Similarly, Jerry is a talented photographer. You can see the aesthetic sensitivity of his work in his pictures.
For Jacoby, “when you’re making a record, each song is just another element of the ego expressed”.
Both Jerry and Jacoby speak openly about the pressures which come with balancing parenthood with incessant touring. Jacoby: “I definitely find purpose in being a husband and father, but the purpose of being an artist is something that is all-consuming.” Indeed, it is the work ethic and constant worldwide touring which has given Papa Roach their longevity and fanbase. However, many of the songs on ‘Ego Trip’, such as ‘Always Wandering’, or the untypical acoustic ballad ‘Leave a Light On’, poignantly reflect on absent love. Jacoby admits that “everyone in our families have sacrificed to help us to pursue this dream.”
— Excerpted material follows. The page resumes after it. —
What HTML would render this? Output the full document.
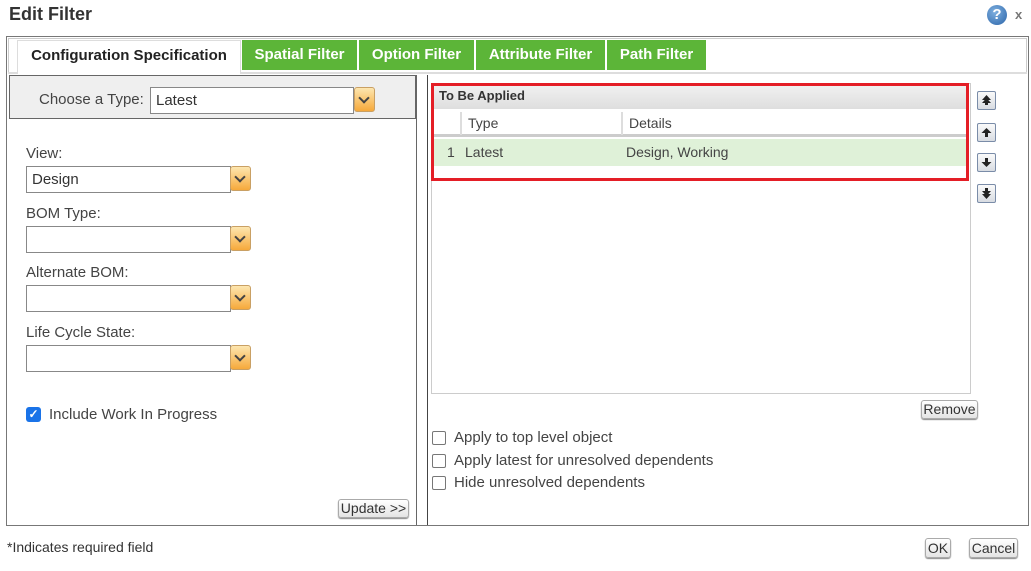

The performance of No Apologies, mid-set, was the most moving part of the Leeds gig. Though life on the road has made family life difficult, Jacoby insists that there is an important lesson there for his kids. “Ultimately, if you are not fulfilled as a human being, what’s this all about anyway? Because, at the end of the day you leave this place alone. But I’ve found a way to balance both [work and family]”.
On ‘Ego-Trip’ you can hear a mature band figuring out their way toward self-knowledge and individuation, rather than the illusory vanities of the Ego.
Since then, the album has been streamed over 157 million times, and the band have toured it worldwide. This year they’ve gone from 7.3 million monthly listeners to 11.4 million monthly listeners on Spotify.